What is really missing here is that you can build modular switches out of multiple chips that are a lot more cost effective than connecting single chip boxes mostly because the internal links in a modular chassis in connectors are a lot more cost effective than any cable or optics. This makes the Clos topology with Top or Rack using copper cables and spines out of modular switches with up to 576x100G ports in today's technology winners every time for datacenters. The supercomputing world is still stuck in requirements of extreme low latency and hence hitched to Infiniband or other specialty networks with devices with low number of ports.
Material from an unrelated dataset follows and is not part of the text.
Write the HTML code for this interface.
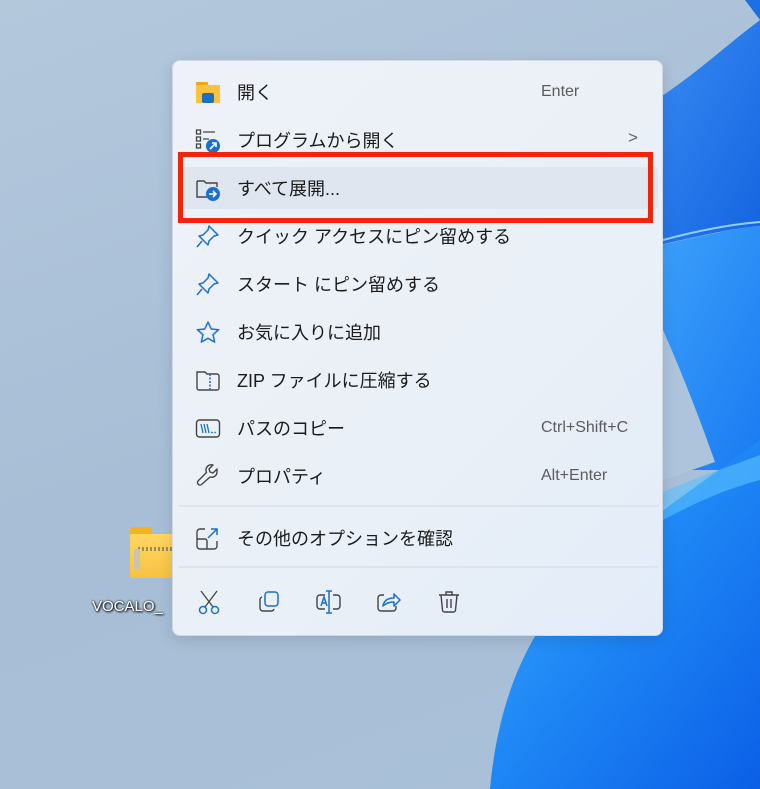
<!DOCTYPE html>
<html><head><meta charset="utf-8"><style>
*{margin:0;padding:0;box-sizing:border-box}
body{width:760px;height:789px;overflow:hidden;position:relative;background:linear-gradient(160deg,#b4c8dc 0%,#a7bed6 50%,#a9c0d8 100%);font-family:"Liberation Sans","Noto Sans CJK JP",sans-serif}
.menu{position:absolute;left:172px;top:60px;width:491px;height:576px;border-radius:8px;background:linear-gradient(135deg,#eef2f8 0%,#eaf0f7 60%,#e2ecf8 100%);border:1px solid #cfd9e6;box-shadow:0 4px 16px rgba(0,0,0,.12)}
.row{position:absolute;left:0;width:100%;height:40px;font-size:18px;color:#1b1b1b}
.row .t{position:absolute;left:64px;top:7px;white-space:nowrap}
.row .s{position:absolute;left:368px;top:11px;font-size:16px;color:#5c5c5c}
.row svg{position:absolute;left:22px;top:8px}
.hl{position:absolute;left:6px;top:106px;width:479px;height:42px;background:#dfe6ef;border-radius:4px}
.red{position:absolute;left:178px;top:152px;width:475px;height:71px;border:5px solid #f2240a}
.sep{position:absolute;left:6px;width:479px;height:2px;background:#dce3ec}
.bot svg{position:absolute;top:528px}
</style></head><body>
<svg width="760" height="789" style="position:absolute;left:0;top:0">
<defs>
<linearGradient id="g1" x1="0" y1="0" x2="1" y2="1"><stop offset="0" stop-color="#3b8ff5"/><stop offset="1" stop-color="#1463e0"/></linearGradient>
<linearGradient id="g2" x1="0" y1="0" x2="1" y2="1"><stop offset="0" stop-color="#3fa4fb"/><stop offset="1" stop-color="#1a7af2"/></linearGradient>
<linearGradient id="g3" x1="0" y1="0" x2="1" y2="1"><stop offset="0" stop-color="#3aaaff"/><stop offset="0.5" stop-color="#1e86f5"/><stop offset="1" stop-color="#0b5fe6"/></linearGradient>
</defs>
<path d="M745 0 L760 0 L760 20 Z" fill="#1f6fe4"/>
<path d="M760 20 C720 50 690 80 640 110 L640 250 C700 235 735 228 760 226 Z" fill="url(#g1)"/>
<path d="M640 250 C700 236 735 228 760 226 L760 470 L640 470 Z" fill="url(#g2)"/>
<path d="M663 330 C685 380 700 420 715 462 L663 480 Z" fill="#aec4dc"/>
<path d="M760 440 C720 470 660 510 600 560 C540 610 500 680 490 789 L760 789 Z" fill="url(#g3)"/>
<path d="M760 455 C720 470 690 480 663 492 L663 520 C700 500 730 488 760 480 Z" fill="#5cc2ff" opacity=".6"/>
<path d="M663 240 C700 230 735 224 760 222" stroke="#8fd0ff" stroke-width="2" fill="none"/>
</svg>
<div style="position:absolute;left:130px;top:527px;width:45px;height:52px">
<div style="position:absolute;left:0;top:0;width:22px;height:10px;background:#f2b320;border-radius:3px 3px 0 0"></div>
<div style="position:absolute;left:0;top:7px;width:45px;height:44px;background:linear-gradient(#ffd761,#f6c343);border-radius:2px"></div>
<div style="position:absolute;left:8px;top:20px;width:37px;height:4px;background:repeating-linear-gradient(90deg,#9a8a60 0 2px,transparent 2px 4px)"></div>
<div style="position:absolute;left:4px;top:22px;width:6px;height:20px;background:#c9c3b0"></div>
</div>
<div style="position:absolute;left:92px;top:598px;font-size:15px;color:#fff;text-shadow:0 0 2px #000,1px 1px 2px #000">VOCALO_</div>
<div class="menu">
<div class="hl"></div>
<div class="row" style="top:11px"><svg width="26" height="24"><rect x="1" y="2" width="12" height="6" rx="1" fill="#f0a818"/><rect x="1" y="5" width="24" height="18" fill="#fcc23a"/><rect x="7" y="13" width="12" height="10" rx="2" fill="#1b6fc8"/></svg><span class="t">開く</span><span class="s">Enter</span></div>
<div class="row" style="top:59px"><svg width="26" height="26"><g fill="none" stroke="#444" stroke-width="1.3"><rect x="1.5" y="2" width="4" height="4"/><rect x="1.5" y="9" width="4" height="4"/><rect x="1.5" y="16" width="4" height="4"/><path d="M8 4h12M8 11h6"/></g><circle cx="18" cy="18" r="7" fill="#1a6fd0"/><path d="M15 21l6-6M17 15h4v4" stroke="#fff" stroke-width="1.6" fill="none"/></svg><span class="t">プログラムから開く</span><span style="position:absolute;left:455px;top:8px;font-size:17px;color:#666">&gt;</span></div>
<div class="row" style="top:107px"><svg width="26" height="26"><path d="M2 5h7l2 2h11v4M2 5v16h10" fill="none" stroke="#444" stroke-width="1.4"/><circle cx="18" cy="18" r="7" fill="#1a6fd0"/><path d="M14 18h7M18 15l3 3-3 3" stroke="#fff" stroke-width="1.6" fill="none"/></svg><span class="t">すべて展開...</span></div>
<div class="row" style="top:155px"><svg width="26" height="26"><path d="M14 2l9 9-4 1-5 5-1 4-9-9 4-1 5-5zM7 17l-5 6" fill="none" stroke="#1a6fd0" stroke-width="1.5" stroke-linejoin="round"/></svg><span class="t">クイック アクセスにピン留めする</span></div>
<div class="row" style="top:203px"><svg width="26" height="26"><path d="M14 2l9 9-4 1-5 5-1 4-9-9 4-1 5-5zM7 17l-5 6" fill="none" stroke="#1a6fd0" stroke-width="1.5" stroke-linejoin="round"/></svg><span class="t">スタート にピン留めする</span></div>
<div class="row" style="top:251px"><svg width="26" height="26"><path d="M13 2l3.2 7 7.5.7-5.7 5 1.7 7.4L13 18.3 6.3 22.1 8 14.7 2.3 9.7 9.8 9z" fill="none" stroke="#1a6fd0" stroke-width="1.5" stroke-linejoin="round"/></svg><span class="t">お気に入りに追加</span></div>
<div class="row" style="top:299px"><svg width="26" height="26"><path d="M2 4h8l2 2h10a2 2 0 012 2v12a2 2 0 01-2 2H4a2 2 0 01-2-2z" fill="none" stroke="#444" stroke-width="1.4"/><path d="M15 6v16" stroke="#1a6fd0" stroke-width="1.6" stroke-dasharray="2 1.5"/></svg><span class="t">ZIP ファイルに圧縮する</span></div>
<div class="row" style="top:347px"><svg width="26" height="26"><rect x="1.5" y="4" width="23" height="17" rx="3" fill="none" stroke="#444" stroke-width="1.4"/><path d="M6 8l2 9M9 8l2 9M12 8l2 9" stroke="#1a6fd0" stroke-width="1.3"/><circle cx="17" cy="16.5" r=".9" fill="#1a6fd0"/><circle cx="20" cy="16.5" r=".9" fill="#1a6fd0"/></svg><span class="t">パスのコピー</span><span class="s">Ctrl+Shift+C</span></div>
<div class="row" style="top:395px"><svg width="26" height="26"><path d="M22 5l-4 4-3-1-1-3 4-4c-3-1-7 1-7 5 0 1 0 2 .5 2.5L3 17a2.5 2.5 0 003.5 3.5L15 13c3 1 7-1 7-5z" fill="none" stroke="#444" stroke-width="1.4" stroke-linejoin="round"/></svg><span class="t">プロパティ</span><span class="s">Alt+Enter</span></div>
<div class="sep" style="top:444px"></div>
<div class="row" style="top:457px"><svg width="26" height="26"><path d="M10 3H5a3 3 0 00-3 3v14a3 3 0 003 3h14a3 3 0 003-3v-5M2 13h8a2 2 0 012 2v8" fill="none" stroke="#444" stroke-width="1.4"/><path d="M13 12l9-9M16 3h6v6" fill="none" stroke="#1a6fd0" stroke-width="1.5"/></svg><span class="t">その他のオプションを確認</span></div>
<div class="sep" style="top:505px"></div>
<div class="bot">
<svg style="left:24px" width="24" height="26"><path d="M4 2l12 16M20 2L8 18" stroke="#444" stroke-width="1.3"/><circle cx="6" cy="21" r="3.5" fill="none" stroke="#1a6fd0" stroke-width="1.5"/><circle cx="18" cy="21" r="3.5" fill="none" stroke="#1a6fd0" stroke-width="1.5"/></svg>
<svg style="left:84px" width="24" height="26"><rect x="8" y="3" width="13" height="14" rx="3" fill="none" stroke="#1a6fd0" stroke-width="1.5"/><path d="M5 8a3 3 0 00-2 3v8a3 3 0 003 3h8a3 3 0 003-2" fill="none" stroke="#444" stroke-width="1.4"/></svg>
<svg style="left:142px" width="28" height="26"><path d="M10 6H5a3 3 0 00-3 3v8a3 3 0 003 3h5M18 6h4a3 3 0 013 3v8a3 3 0 01-3 3h-4" fill="none" stroke="#444" stroke-width="1.4"/><path d="M14 2v22M11 2h6M11 24h6M6 17l3-9 3 9M7 14h4" fill="none" stroke="#1a6fd0" stroke-width="1.5"/></svg>
<svg style="left:203px" width="26" height="26"><path d="M8 6H5a3 3 0 00-3 3v10a3 3 0 003 3h12a3 3 0 003-3v-2" fill="none" stroke="#444" stroke-width="1.4"/><path d="M7 17c1-6 5-8 11-8V5l6 6-6 6v-4c-5 0-8 1-11 4z" fill="none" stroke="#1a6fd0" stroke-width="1.5" stroke-linejoin="round"/></svg>
<svg style="left:264px" width="24" height="26"><path d="M2 6h20M9 6V3h6v3M4 6l1.5 15a2 2 0 002 2h9a2 2 0 002-2L20 6M10 10v9M14 10v9" fill="none" stroke="#444" stroke-width="1.4"/></svg>
</div>
</div>
<div class="red"></div>
</body></html>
1) Copper cables only go to 7m because attenuation is too high after 7m to recover signals at 10G/25G lanes, get ready for lower length with 50G PAM4
2) Transceivers are free... no they are not fiber is one aspect of the cost but transceiver dominate
3) Missing Active Optical Cable (they are made of transceivers that do not quite meet the spec and made into a 'cable' with a fiber. These are now very important in saving costs
If you want to build a non-blocking Clos network of 2N ports with switches with N ports you need to take 4 switches in the front with N/2 ports and 2 switches in the back interconnecting all the ports to the back for a total of 6 switches, so not even including cables a modular switch providing 2N ports is worth 6x per port than a fixed switch... The number are a little better for bigger but approach at a cost per port of 3x per port not including cables. In my experience modular switches are more in the ball park of 2.5-3x per port. I am not including other possible benefits that modular switches can have non-blocking fabrics.
Working from the 10K end-host number in the paper with a radix of 43 and 722 total router nodes, it’s the case that a given switch connects ~15 end-hosts. Fifteen downlinks to 43 uplinks seems pretty wasteful in its own right.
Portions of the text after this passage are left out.